*Request:* Examine the entries below, count the lines holding the string "that", and respond with the number only.

Recorded data:
-=-=-
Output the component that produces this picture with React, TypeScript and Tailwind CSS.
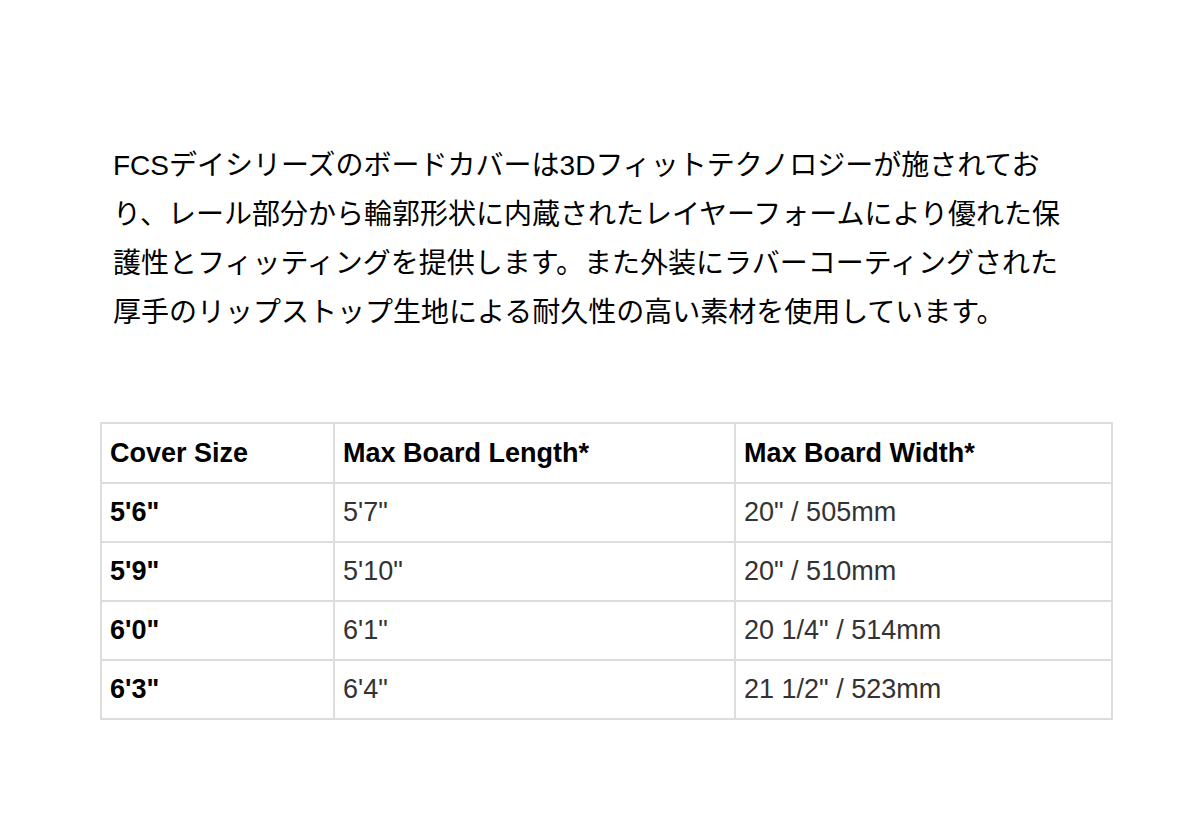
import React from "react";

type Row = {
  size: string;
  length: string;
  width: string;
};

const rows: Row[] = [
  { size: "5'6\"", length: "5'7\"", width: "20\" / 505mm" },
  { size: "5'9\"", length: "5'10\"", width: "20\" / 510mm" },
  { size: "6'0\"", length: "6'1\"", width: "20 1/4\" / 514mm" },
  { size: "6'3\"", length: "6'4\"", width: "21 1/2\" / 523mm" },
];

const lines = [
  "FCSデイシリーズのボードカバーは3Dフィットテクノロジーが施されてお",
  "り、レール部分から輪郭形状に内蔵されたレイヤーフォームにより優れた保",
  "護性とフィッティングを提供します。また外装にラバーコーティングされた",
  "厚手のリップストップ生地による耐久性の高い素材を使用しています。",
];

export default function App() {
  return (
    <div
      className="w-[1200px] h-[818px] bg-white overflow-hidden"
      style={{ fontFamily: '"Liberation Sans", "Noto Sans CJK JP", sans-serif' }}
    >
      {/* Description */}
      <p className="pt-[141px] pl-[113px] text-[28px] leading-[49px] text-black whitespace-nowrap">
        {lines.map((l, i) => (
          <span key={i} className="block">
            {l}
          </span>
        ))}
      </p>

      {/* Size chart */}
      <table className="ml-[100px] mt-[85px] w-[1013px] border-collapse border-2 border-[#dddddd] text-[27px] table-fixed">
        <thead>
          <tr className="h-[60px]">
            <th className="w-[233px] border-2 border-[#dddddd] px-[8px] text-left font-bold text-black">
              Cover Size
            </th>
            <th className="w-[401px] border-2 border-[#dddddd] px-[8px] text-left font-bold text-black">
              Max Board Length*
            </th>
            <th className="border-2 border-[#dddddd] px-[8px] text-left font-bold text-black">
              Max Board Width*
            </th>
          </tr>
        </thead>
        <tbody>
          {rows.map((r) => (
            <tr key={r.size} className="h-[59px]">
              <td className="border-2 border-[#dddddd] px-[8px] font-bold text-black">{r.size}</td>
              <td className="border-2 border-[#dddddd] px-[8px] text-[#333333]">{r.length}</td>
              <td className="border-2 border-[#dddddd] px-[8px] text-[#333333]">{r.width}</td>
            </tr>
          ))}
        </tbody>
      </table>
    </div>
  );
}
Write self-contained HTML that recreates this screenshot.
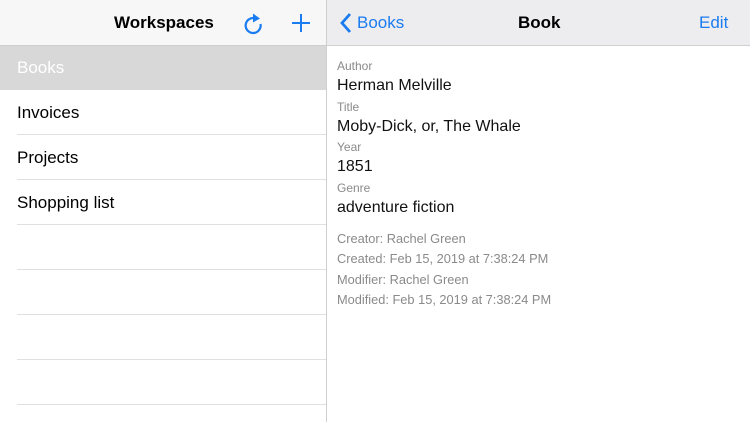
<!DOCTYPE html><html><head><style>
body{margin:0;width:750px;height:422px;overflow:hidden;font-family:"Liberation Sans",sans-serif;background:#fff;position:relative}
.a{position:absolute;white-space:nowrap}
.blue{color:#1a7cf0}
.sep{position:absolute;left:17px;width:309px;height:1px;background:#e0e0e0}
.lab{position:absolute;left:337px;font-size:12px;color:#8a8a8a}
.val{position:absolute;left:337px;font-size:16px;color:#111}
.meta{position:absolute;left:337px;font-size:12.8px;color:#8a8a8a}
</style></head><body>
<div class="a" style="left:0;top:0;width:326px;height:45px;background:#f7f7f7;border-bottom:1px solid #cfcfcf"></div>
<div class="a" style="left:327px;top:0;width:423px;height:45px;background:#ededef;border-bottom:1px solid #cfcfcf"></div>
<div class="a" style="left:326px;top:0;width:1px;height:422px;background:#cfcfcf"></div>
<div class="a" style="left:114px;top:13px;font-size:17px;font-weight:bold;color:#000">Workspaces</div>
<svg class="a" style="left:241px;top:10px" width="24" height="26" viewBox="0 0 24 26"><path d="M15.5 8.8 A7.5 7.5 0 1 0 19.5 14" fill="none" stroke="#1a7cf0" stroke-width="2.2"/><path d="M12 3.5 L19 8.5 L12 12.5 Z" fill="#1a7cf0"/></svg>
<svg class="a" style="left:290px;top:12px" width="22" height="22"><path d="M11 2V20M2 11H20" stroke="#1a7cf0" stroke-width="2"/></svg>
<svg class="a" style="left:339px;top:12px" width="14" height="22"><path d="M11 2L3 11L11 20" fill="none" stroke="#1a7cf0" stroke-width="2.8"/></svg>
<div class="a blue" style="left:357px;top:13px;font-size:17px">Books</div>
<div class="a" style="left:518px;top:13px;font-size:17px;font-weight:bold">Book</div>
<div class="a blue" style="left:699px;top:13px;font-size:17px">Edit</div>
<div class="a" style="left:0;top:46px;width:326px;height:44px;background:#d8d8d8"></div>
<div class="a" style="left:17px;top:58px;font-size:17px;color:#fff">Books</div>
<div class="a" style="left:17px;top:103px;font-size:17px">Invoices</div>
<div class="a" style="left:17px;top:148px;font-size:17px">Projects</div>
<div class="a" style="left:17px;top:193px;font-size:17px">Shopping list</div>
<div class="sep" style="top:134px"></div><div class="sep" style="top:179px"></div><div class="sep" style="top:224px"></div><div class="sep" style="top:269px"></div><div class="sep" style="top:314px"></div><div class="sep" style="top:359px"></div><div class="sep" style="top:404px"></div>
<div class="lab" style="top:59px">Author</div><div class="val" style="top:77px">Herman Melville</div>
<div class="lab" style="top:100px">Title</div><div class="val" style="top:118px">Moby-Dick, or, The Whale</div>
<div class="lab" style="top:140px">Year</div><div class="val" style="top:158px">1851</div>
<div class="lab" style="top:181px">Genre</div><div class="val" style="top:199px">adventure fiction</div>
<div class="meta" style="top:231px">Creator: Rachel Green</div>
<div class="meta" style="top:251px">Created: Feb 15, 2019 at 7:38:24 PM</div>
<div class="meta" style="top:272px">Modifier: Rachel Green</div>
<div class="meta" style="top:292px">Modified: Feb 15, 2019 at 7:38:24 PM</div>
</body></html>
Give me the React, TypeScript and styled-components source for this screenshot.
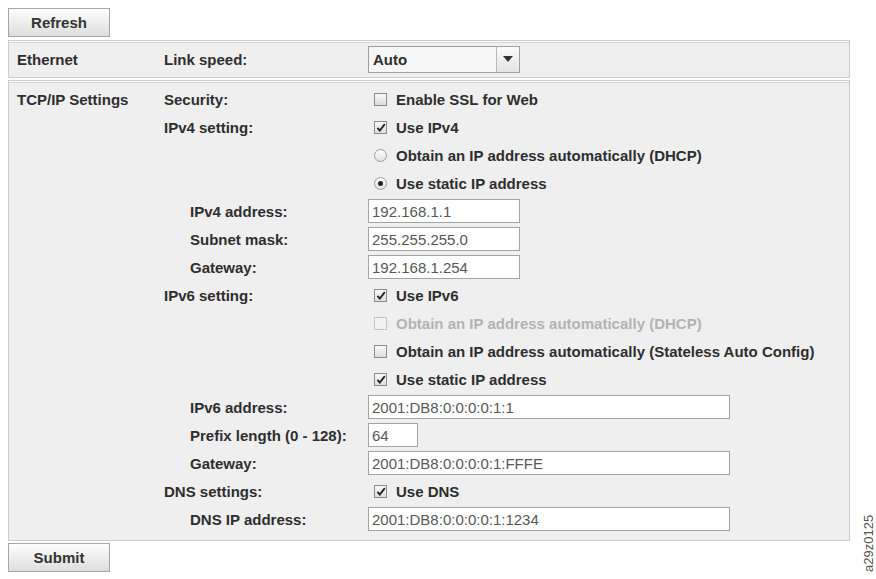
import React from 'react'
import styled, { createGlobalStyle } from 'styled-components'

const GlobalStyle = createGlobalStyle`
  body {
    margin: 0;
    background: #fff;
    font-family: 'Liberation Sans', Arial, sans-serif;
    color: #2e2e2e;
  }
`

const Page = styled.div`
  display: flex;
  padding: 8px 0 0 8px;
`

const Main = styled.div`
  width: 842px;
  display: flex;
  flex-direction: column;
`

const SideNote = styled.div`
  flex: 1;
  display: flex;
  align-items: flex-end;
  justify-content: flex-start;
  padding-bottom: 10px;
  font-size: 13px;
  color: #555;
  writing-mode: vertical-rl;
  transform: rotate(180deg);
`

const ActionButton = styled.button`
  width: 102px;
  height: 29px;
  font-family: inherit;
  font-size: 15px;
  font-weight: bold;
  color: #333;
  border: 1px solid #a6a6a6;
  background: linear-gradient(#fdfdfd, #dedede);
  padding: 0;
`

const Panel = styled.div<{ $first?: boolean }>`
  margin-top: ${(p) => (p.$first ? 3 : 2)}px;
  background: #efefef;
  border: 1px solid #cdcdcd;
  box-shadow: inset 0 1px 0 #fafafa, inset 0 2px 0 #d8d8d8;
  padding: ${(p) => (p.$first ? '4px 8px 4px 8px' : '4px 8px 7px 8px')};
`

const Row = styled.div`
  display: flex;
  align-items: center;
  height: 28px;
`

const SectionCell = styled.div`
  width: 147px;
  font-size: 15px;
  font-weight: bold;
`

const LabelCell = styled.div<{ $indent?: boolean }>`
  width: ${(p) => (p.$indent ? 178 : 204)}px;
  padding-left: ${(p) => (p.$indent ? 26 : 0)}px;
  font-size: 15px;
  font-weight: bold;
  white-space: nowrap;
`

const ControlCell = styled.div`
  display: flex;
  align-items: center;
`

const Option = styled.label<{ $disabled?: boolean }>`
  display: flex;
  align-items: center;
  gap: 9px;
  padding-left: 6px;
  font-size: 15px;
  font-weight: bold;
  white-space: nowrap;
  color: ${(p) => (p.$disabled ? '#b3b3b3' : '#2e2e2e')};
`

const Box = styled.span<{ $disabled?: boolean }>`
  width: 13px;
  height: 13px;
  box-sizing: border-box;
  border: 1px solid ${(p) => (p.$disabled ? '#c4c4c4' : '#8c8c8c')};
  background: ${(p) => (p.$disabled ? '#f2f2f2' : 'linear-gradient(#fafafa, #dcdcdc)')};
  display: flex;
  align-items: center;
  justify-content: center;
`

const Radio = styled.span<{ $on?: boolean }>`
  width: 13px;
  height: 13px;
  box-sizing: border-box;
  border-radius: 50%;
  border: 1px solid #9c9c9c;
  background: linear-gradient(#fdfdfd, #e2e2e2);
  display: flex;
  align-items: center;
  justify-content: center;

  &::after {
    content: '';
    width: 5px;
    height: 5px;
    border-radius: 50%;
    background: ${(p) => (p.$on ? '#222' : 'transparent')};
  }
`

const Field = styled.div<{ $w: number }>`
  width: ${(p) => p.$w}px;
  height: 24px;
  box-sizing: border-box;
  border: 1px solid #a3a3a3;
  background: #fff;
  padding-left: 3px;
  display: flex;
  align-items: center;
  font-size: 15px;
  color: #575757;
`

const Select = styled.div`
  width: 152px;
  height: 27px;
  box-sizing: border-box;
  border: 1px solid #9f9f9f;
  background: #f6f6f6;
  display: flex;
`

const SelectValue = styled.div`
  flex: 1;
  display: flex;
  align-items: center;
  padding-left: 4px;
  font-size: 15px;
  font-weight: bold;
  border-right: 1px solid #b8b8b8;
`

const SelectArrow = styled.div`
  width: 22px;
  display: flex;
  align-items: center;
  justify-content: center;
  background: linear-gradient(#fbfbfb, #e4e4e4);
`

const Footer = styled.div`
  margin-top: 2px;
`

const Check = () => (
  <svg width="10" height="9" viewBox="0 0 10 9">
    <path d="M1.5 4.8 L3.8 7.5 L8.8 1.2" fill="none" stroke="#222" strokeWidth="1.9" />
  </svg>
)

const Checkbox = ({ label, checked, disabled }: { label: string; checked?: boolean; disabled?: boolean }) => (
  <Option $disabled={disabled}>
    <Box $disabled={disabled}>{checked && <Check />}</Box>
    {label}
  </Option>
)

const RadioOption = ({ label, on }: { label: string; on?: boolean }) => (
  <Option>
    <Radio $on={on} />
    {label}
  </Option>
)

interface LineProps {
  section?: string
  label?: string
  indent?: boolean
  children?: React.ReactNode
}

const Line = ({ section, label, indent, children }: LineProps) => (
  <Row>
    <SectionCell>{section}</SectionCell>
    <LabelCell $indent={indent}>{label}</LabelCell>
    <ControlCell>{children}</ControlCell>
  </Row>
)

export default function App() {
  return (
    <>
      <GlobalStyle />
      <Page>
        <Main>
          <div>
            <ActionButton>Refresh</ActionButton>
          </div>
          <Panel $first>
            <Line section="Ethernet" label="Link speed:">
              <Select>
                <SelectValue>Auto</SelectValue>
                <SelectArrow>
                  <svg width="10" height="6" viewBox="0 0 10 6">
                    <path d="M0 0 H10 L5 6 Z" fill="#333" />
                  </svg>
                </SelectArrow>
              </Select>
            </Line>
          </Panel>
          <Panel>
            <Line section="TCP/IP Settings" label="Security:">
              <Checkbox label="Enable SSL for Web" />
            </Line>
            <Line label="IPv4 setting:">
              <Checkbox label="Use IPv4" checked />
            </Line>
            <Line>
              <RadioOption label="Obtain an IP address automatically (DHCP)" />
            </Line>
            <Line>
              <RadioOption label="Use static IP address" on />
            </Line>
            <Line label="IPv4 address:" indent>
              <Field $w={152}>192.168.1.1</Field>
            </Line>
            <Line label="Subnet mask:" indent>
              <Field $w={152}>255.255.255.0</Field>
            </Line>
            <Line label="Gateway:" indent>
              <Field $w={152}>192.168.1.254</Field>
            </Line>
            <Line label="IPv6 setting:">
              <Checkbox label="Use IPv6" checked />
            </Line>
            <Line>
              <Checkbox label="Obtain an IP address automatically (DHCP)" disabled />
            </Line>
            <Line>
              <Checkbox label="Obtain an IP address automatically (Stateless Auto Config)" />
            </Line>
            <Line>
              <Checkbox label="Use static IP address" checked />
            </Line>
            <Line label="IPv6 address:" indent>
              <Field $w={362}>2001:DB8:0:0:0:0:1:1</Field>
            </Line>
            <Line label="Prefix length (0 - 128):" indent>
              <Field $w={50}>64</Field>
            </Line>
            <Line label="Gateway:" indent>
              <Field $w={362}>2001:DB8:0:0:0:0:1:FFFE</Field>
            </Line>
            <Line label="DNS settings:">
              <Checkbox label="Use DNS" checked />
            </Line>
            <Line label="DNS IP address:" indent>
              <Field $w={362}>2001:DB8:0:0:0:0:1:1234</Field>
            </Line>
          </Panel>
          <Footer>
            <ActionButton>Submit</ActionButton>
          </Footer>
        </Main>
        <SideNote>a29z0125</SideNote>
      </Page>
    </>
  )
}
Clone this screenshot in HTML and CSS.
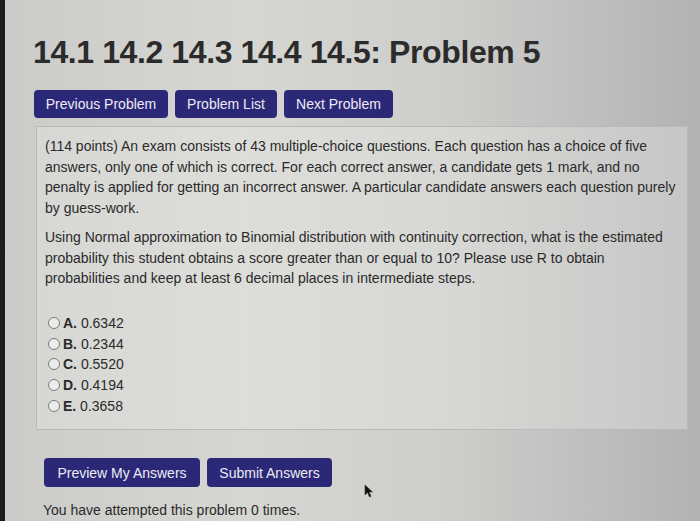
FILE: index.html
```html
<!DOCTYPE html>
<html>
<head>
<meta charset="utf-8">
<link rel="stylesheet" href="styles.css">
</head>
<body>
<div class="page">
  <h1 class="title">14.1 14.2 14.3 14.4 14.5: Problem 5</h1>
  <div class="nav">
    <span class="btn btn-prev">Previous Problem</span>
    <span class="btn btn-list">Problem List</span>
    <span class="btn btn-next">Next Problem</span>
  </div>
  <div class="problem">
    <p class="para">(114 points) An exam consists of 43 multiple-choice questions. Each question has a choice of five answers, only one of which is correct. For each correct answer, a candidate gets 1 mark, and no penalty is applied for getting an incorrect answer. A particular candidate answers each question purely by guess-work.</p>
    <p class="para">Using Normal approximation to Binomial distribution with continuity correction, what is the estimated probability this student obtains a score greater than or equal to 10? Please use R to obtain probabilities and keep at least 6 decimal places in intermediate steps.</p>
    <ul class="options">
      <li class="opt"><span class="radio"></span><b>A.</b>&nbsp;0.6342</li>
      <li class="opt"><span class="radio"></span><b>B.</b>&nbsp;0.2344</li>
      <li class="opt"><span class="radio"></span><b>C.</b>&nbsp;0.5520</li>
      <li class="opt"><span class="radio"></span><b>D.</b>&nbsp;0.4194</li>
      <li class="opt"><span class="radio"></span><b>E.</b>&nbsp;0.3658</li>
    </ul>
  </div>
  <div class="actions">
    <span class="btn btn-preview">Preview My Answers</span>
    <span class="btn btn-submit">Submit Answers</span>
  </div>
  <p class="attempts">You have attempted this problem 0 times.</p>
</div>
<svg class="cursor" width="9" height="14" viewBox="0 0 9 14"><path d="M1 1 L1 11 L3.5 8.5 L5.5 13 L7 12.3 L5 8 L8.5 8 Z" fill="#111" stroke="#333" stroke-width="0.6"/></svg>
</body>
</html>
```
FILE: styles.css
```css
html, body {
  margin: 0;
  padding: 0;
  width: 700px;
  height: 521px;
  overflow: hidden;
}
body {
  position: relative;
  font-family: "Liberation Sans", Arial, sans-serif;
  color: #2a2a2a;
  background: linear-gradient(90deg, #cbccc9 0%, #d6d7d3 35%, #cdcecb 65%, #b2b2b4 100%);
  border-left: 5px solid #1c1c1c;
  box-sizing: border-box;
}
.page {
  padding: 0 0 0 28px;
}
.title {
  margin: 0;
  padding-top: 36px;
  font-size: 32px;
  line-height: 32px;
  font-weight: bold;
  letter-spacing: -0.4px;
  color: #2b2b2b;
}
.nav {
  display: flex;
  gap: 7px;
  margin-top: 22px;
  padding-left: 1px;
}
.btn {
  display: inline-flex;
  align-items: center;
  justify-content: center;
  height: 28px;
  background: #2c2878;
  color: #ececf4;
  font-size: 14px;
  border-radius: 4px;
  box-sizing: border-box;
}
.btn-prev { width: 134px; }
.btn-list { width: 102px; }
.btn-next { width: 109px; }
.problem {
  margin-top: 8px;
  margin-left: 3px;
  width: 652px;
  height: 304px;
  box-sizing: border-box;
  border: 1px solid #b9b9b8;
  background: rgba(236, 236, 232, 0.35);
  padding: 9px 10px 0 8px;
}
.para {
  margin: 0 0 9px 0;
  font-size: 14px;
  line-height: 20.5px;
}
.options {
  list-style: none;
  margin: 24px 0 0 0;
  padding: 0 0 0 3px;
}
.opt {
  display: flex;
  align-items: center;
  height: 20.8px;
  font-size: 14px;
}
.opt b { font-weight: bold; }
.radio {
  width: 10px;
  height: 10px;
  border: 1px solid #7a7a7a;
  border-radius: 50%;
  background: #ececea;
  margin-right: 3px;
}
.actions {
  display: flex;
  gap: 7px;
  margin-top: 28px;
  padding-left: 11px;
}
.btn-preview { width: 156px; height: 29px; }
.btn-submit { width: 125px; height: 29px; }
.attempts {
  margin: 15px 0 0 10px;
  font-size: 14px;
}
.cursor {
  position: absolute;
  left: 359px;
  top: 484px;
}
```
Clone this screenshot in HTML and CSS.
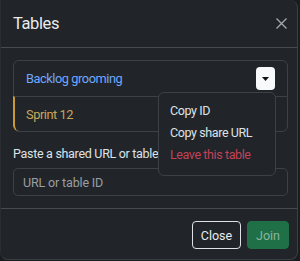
-=-=-
*Result of the exercise:* 2